The negotiating-position approach necessarily recognises that the job in question is not a profession but seeks to give it that title for a particular purpose only. Some jobs are generally recognised in our society as deserving greater pay than others. The criteria we use are many, varied and not necessarily substantive, but attaching a label to a job is not one of them.

So what is a profession? Conventionally (as reflected by dictionary definitions) a profession is a field of work which requires specialist knowledge acquired by academic training and a formal qualification. A set of standards (often called a code of conduct) to which each member of the profession must adhere is a necessary consequence of the basic definition because there is no point requiring someone to pass difficult exams to become a "professional person" if they can then act as they wish when conducting their calling. And it is a necessary consequence of the set of professional standards that there must be penalties (including disqualification) for those who do not perform their work to an acceptable standard.

I have long wondered whether teaching is a profession. The reason I am in a quandary is that I believe very firmly it should be a profession
because I was lucky enough as a child to benefit from the work of many highly skilled and highly dedicated teachers. Unfortunately I also witnessed a few who were simply incompetent yet remained employed because there was no mechanism for sacking them. My schools were state schools, a village primary and a grammar school. Each had the luxury of being able to select the (ostensibly) best candidates for any teaching vacancy from a huge number of applicants but, life being real and not a fairy story, some who appeared impressive turned out to be donkeys.

Unless and until the incompetent are excluded from teaching, teaching can never be viewed as a profession. After all, what happens to the incompetent lawyer or accountant? He sets up in practice but gets no work and cannot earn a living. OK, that's the theory, in fact many of them gain lowly positions with local authorities or central government where incompetence is not a bar to employment. That might do no harm in many instances because an incompetent lawyer or accountant can still do something useful within a large department, he just cannot be let loose on anything important.

Teaching is different because there is no equivalent to giving the incompetent lawyer responsibility for collating documents in a file or the incompetent accountant responsibility for arithmetical calculations. Teaching is nothing without an audience of pupils who need to learn. Retention of incompetent teachers in a school is always an unmitigated disaster and their incompetence drags down the standing of their colleagues who deserve recognition as professional people. Until they face the same practical requirement of good quality performance as lawyers and accountants in private practice I have to conclude that their field of work cannot be classified as a profession. That does not prevent the good teachers from claiming, justly, to be professional (adjective, not noun) people but it does hold back the collective body of teachers from deserving to be labelled a (noun, not adjective) profession.

This conclusions saddens me enormously.

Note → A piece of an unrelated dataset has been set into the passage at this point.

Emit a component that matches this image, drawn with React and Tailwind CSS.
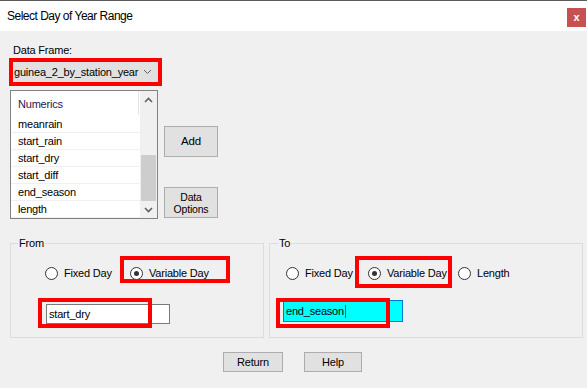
const Radio = ({ label, checked, className = "" }) => (
   <div className={`flex items-center ${className}`}>
      <span className="w-[13px] h-[13px] rounded-full border border-[#333] bg-white flex items-center justify-center shrink-0">
         {checked && <span className="w-[5px] h-[5px] rounded-full bg-[#333]" />}
      </span>
      <span className="ml-[6px]">{label}</span>
   </div>
);

const RedBox = ({ className }) => (
   <div className={`absolute border-4 border-[#ff0000] pointer-events-none ${className}`} />
);

const items = ["meanrain", "start_rain", "start_dry", "start_diff", "end_season", "length"];

const Chevron = ({ up }) => (
   <svg width="9" height="6" viewBox="0 0 9 6" className="block">
      <path
         d={up ? "M1 5 L4.5 1.5 L8 5" : "M1 1 L4.5 4.5 L8 1"}
         fill="none"
         stroke="#606060"
         strokeWidth="1.6"
      />
   </svg>
);

const App = () => {
   return (
      <div
         className="w-[587px] h-[388px] bg-[#f0f0f0] text-[11px] tracking-[-0.2px] text-black overflow-hidden"
         style={{ fontFamily: '"Liberation Sans", Arial, sans-serif' }}
      >
         <div className="h-px bg-[#5a5a5a]" />
         <div className="h-[30px] bg-white flex items-center justify-between pl-[7px] pr-px">
            <span className="text-[12px] tracking-[-0.5px]">Select Day of Year Range</span>
            <div className="w-[19px] h-[19px] bg-[#c75050] text-white text-[11px] font-bold flex items-center justify-center mt-[2px]">
               x
            </div>
         </div>

         <div className="pl-[10px]">
            <div className="pl-[3px] pt-[12px] h-[27px] leading-[14px]">Data Frame:</div>
            <div className="-ml-px w-[153px] h-[28px] border-4 border-[#ff0000] bg-[#e1e1e1] flex items-center justify-between pl-px pr-[6px]">
               <span>guinea_2_by_station_year</span>
               <svg width="9" height="6" viewBox="0 0 9 6">
                  <path d="M1 1 L4.5 4.5 L8 1" fill="none" stroke="#606060" strokeWidth="1" />
               </svg>
            </div>

            <div className="flex mt-[4px]">
               <div className="w-[148px] h-[129px] border border-[#828282] bg-white flex">
                  <div className="flex-1 flex flex-col">
                     <div className="h-[25px] flex items-center pl-[7px] pt-px relative">
                        <span className="text-[#1a1a50]">Numerics</span>
                        <div className="absolute right-[1px] top-0 w-px h-[24px] bg-[#e5e5e5]" />
                     </div>
                     {items.map((it) => (
                        <div key={it} className="h-[17px] flex items-center pl-[7px] pt-px border-b border-[#f0f0f0]">
                           {it}
                        </div>
                     ))}
                  </div>
                  <div className="w-[17px] bg-[#f0f0f0] flex flex-col">
                     <div className="h-[17px] flex items-center justify-center">
                        <Chevron up />
                     </div>
                     <div className="flex-1 px-px">
                        <div className="mt-[47px] h-[46px] bg-[#cdcdcd]" />
                     </div>
                     <div className="h-[17px] flex items-center justify-center">
                        <Chevron />
                     </div>
                  </div>
               </div>

               <div className="ml-[6px] flex flex-col">
                  <div className="mt-[36px] w-[54px] h-[31px] border border-[#adadad] bg-[#e1e1e1] flex items-center justify-center text-[11.5px]">
                     Add
                  </div>
                  <div className="mt-[30px] w-[54px] h-[31px] border border-[#adadad] bg-[#e1e1e1] flex flex-col items-center justify-center leading-[12px] text-[10.5px]">
                     <span>Data</span>
                     <span>Options</span>
                  </div>
               </div>
            </div>

            <div className="flex mt-[24px]">
               <div className="relative w-[254px] h-[95px] border border-[#dcdcdc]">
                  <span className="absolute -top-[8px] left-[7px] bg-[#f0f0f0] px-px leading-[14px]">From</span>
                  <div className="flex h-[16px] items-center mt-[21px] pl-[34px]">
                     <Radio label="Fixed Day" className="w-[85px]" />
                     <Radio label="Variable Day" checked />
                  </div>
                  <div className="ml-[35px] mt-[23px] w-[124px] h-[20px] border border-[#7a7a7a] bg-white flex items-center pl-[2px]">
                     start_dry
                  </div>
                  <RedBox className="left-[109px] top-[12px] w-[110px] h-[27px]" />
                  <RedBox className="left-[27px] top-[54px] w-[114px] h-[30px]" />
               </div>

               <div className="relative ml-[5px] w-[314px] h-[95px] border border-[#dcdcdc]">
                  <span className="absolute -top-[8px] left-[8px] bg-[#f0f0f0] px-px leading-[14px]">To</span>
                  <div className="flex h-[16px] items-center mt-[21px] pl-[16px]">
                     <Radio label="Fixed Day" className="w-[82px]" />
                     <Radio label="Variable Day" checked className="w-[90px]" />
                     <Radio label="Length" />
                  </div>
                  <div className="ml-[13px] mt-[19px] w-[120px] h-[22px] border border-[#0078d7] bg-[#00ffff] flex items-center pl-[2px]">
                     <span>end_season</span>
                     <span className="w-px h-[13px] bg-[#ff0000] ml-px" />
                  </div>
                  <RedBox className="left-[85px] top-[12px] w-[97px] h-[32px]" />
                  <RedBox className="left-[6px] top-[54px] w-[114px] h-[30px]" />
               </div>
            </div>

            <div className="flex mt-[14px] pl-[213px]">
               <div className="w-[60px] h-[20px] border border-[#adadad] bg-[#e1e1e1] flex items-center justify-center">
                  Return
               </div>
               <div className="ml-[21px] w-[58px] h-[20px] border border-[#adadad] bg-[#e1e1e1] flex items-center justify-center">
                  Help
               </div>
            </div>
         </div>
      </div>
   );
};

export default App;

If I may (which I may
because this is my blog) let me tell you a true story from my schooldays to explain why it saddens me. I will name the teacher concerned because he deserves acknowledgment by name (incidentally I am not the one pupil to whom I make reference).

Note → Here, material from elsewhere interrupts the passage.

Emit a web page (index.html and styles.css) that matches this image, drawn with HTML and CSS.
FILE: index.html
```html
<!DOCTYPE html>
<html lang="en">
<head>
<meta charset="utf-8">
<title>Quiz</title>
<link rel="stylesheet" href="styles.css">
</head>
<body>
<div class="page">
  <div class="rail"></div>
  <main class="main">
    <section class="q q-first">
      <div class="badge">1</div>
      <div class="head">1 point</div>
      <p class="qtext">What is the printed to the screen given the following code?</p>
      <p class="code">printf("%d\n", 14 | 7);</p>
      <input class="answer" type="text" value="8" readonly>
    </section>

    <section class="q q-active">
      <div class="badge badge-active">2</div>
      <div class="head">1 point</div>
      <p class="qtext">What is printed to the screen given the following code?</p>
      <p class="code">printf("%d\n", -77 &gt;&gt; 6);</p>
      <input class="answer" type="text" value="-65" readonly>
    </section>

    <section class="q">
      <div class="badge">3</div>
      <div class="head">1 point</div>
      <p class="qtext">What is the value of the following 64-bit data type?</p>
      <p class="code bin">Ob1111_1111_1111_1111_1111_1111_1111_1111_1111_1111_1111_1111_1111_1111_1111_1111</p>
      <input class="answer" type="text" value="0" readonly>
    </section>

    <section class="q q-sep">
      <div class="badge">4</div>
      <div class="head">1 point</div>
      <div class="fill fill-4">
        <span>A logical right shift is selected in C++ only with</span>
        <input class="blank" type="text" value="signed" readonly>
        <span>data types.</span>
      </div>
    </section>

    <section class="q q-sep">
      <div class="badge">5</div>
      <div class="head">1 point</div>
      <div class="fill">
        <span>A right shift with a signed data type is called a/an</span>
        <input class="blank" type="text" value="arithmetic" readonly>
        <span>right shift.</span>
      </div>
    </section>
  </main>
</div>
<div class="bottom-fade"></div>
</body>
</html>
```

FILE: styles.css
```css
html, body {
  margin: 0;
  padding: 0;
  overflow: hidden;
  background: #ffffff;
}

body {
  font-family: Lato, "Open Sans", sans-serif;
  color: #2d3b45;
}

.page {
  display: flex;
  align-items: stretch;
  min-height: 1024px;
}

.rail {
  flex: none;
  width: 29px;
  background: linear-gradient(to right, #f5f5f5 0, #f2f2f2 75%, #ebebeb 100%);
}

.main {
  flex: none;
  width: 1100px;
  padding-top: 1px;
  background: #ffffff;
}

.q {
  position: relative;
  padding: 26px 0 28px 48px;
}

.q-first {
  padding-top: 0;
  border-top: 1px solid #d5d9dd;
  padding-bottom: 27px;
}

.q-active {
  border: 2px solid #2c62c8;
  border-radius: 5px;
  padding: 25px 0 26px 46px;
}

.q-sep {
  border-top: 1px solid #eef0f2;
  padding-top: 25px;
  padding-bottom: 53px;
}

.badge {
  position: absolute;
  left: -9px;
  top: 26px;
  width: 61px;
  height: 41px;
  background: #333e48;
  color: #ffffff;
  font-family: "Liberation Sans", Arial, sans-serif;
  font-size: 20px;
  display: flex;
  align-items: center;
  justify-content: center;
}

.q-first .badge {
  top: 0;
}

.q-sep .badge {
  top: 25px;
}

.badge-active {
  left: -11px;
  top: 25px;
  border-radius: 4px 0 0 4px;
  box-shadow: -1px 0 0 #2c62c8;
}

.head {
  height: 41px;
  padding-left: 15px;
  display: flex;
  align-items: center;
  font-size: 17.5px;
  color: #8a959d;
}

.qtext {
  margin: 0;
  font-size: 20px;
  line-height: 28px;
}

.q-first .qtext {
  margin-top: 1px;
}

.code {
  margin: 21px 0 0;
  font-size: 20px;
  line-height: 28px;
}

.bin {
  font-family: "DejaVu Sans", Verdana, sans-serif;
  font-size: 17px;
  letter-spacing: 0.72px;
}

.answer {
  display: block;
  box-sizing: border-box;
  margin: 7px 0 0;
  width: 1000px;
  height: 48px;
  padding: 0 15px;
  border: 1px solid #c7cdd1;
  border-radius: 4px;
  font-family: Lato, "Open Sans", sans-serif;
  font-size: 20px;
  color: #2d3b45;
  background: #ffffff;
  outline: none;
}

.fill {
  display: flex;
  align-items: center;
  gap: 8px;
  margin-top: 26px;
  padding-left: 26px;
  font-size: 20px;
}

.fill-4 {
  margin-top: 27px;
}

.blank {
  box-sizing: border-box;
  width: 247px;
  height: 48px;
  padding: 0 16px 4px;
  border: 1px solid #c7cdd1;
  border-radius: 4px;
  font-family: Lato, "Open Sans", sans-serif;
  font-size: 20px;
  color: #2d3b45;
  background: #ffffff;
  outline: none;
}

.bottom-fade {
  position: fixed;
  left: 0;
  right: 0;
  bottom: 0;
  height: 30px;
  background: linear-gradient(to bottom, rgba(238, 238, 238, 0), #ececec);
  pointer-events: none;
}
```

It was necessary for all of us to grasp a particular concept of mathematics in order for us to be able to understand the remainder of the year's syllabus. I was either 14 or 15, I cannot now remember which. Our teacher, Mr Colin Chubb, explained the principle in one way and one or two grasped it. Then he explained it is an entirely different way and more got the point. He could see who had "got it" and who had not, so his eyes concentrated on those in the latter category. Then a third different explanation came, then a fourth and a fifth until there was only one pupil who had not yet understood. We were not the best behaved of classes in general, but you really could not hear a pin drop because we all realised we were witnessing a display of skill equal to anything Federer and Nadal produced during today's amazing Wimbledon final. Mr Chubb produced his sixth explanation and asked the one remaining pupil in his eyesight a question which would show whether they understood; the answer showed they did not. The seventh explanation, again different from the previous six, did the trick.

Such an extraordinary display of skill might only have been required of him that one time in his whole career. He would have faced no sanction had he given up after three, four or five attempts and said "we must move on". There was no code of conduct by which teachers could be sacked if they did not do their work properly. But none of that was of any consequence to him, he applied a professional standard because it was the right thing to do and, I have no doubt, gave him great satisfaction. If ever I witnessed something that labelled someone a "professional person", that was it. Sadly the system retains hangers-on - time serving incompetents - and the Mr Chubbs of this world are demeaned by that system.

2 comments:

Sujatha said...

I also take this opportunity to salute such wonderful teachers like Mr. Chubb, who put in their heart & soul to reach to their students and thereby make a difference to everybody's lives.

Your teacher is of rarest species. However, as you said there is no system to pick up the best and retain while throwing the incompetent ones out of the system.